BEGIN MATERIAL

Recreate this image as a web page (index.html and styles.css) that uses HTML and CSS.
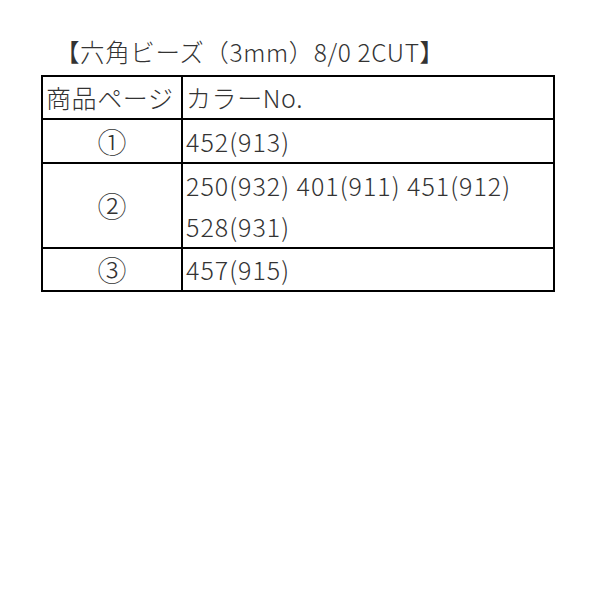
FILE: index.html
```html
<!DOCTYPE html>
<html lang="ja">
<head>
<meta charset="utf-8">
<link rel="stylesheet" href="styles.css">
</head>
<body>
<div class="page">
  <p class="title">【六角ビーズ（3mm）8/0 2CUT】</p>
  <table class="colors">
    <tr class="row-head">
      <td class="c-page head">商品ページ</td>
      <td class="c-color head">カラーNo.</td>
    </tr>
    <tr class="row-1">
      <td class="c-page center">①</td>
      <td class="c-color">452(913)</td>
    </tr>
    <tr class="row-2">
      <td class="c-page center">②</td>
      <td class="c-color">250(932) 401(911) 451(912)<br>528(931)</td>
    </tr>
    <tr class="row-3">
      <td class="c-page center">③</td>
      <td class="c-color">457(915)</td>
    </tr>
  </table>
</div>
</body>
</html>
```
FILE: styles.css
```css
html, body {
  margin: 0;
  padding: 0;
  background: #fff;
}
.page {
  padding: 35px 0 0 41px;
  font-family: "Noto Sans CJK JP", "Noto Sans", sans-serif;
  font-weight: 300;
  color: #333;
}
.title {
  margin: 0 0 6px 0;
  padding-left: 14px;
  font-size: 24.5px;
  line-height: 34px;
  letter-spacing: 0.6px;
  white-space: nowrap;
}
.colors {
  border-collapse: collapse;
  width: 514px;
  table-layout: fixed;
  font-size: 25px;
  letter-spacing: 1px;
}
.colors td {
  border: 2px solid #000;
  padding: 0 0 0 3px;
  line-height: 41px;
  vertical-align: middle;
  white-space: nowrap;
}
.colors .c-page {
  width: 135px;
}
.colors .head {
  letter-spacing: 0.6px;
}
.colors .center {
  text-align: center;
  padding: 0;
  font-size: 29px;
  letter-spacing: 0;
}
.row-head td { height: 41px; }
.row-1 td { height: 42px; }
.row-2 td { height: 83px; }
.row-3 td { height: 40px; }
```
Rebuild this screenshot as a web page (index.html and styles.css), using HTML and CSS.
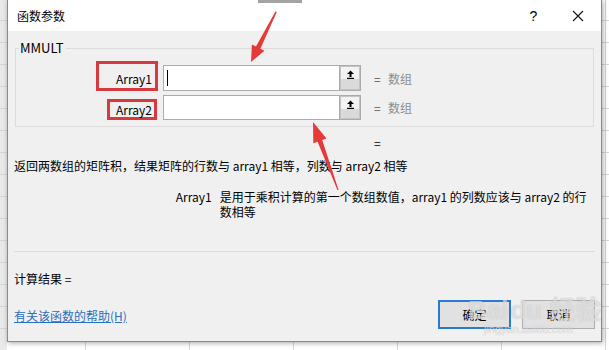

END MATERIAL

**EXERCISE BRIEF**
Set down the material exactly, every line of it, except for the pictures.

**COMPLETED TASK**
Recreate this image as a web page (index.html and styles.css) that uses HTML and CSS.
FILE: index.html
```html
<!DOCTYPE html>
<html lang="ja">
<head>
<meta charset="utf-8">
<link rel="stylesheet" href="styles.css">
</head>
<body>
<div class="page">
  <p class="title">【六角ビーズ（3mm）8/0 2CUT】</p>
  <table class="colors">
    <tr class="row-head">
      <td class="c-page head">商品ページ</td>
      <td class="c-color head">カラーNo.</td>
    </tr>
    <tr class="row-1">
      <td class="c-page center">①</td>
      <td class="c-color">452(913)</td>
    </tr>
    <tr class="row-2">
      <td class="c-page center">②</td>
      <td class="c-color">250(932) 401(911) 451(912)<br>528(931)</td>
    </tr>
    <tr class="row-3">
      <td class="c-page center">③</td>
      <td class="c-color">457(915)</td>
    </tr>
  </table>
</div>
</body>
</html>
```
FILE: styles.css
```css
html, body {
  margin: 0;
  padding: 0;
  background: #fff;
}
.page {
  padding: 35px 0 0 41px;
  font-family: "Noto Sans CJK JP", "Noto Sans", sans-serif;
  font-weight: 300;
  color: #333;
}
.title {
  margin: 0 0 6px 0;
  padding-left: 14px;
  font-size: 24.5px;
  line-height: 34px;
  letter-spacing: 0.6px;
  white-space: nowrap;
}
.colors {
  border-collapse: collapse;
  width: 514px;
  table-layout: fixed;
  font-size: 25px;
  letter-spacing: 1px;
}
.colors td {
  border: 2px solid #000;
  padding: 0 0 0 3px;
  line-height: 41px;
  vertical-align: middle;
  white-space: nowrap;
}
.colors .c-page {
  width: 135px;
}
.colors .head {
  letter-spacing: 0.6px;
}
.colors .center {
  text-align: center;
  padding: 0;
  font-size: 29px;
  letter-spacing: 0;
}
.row-head td { height: 41px; }
.row-1 td { height: 42px; }
.row-2 td { height: 83px; }
.row-3 td { height: 40px; }
```
Rebuild this screenshot as a web page (index.html and styles.css), using HTML and CSS.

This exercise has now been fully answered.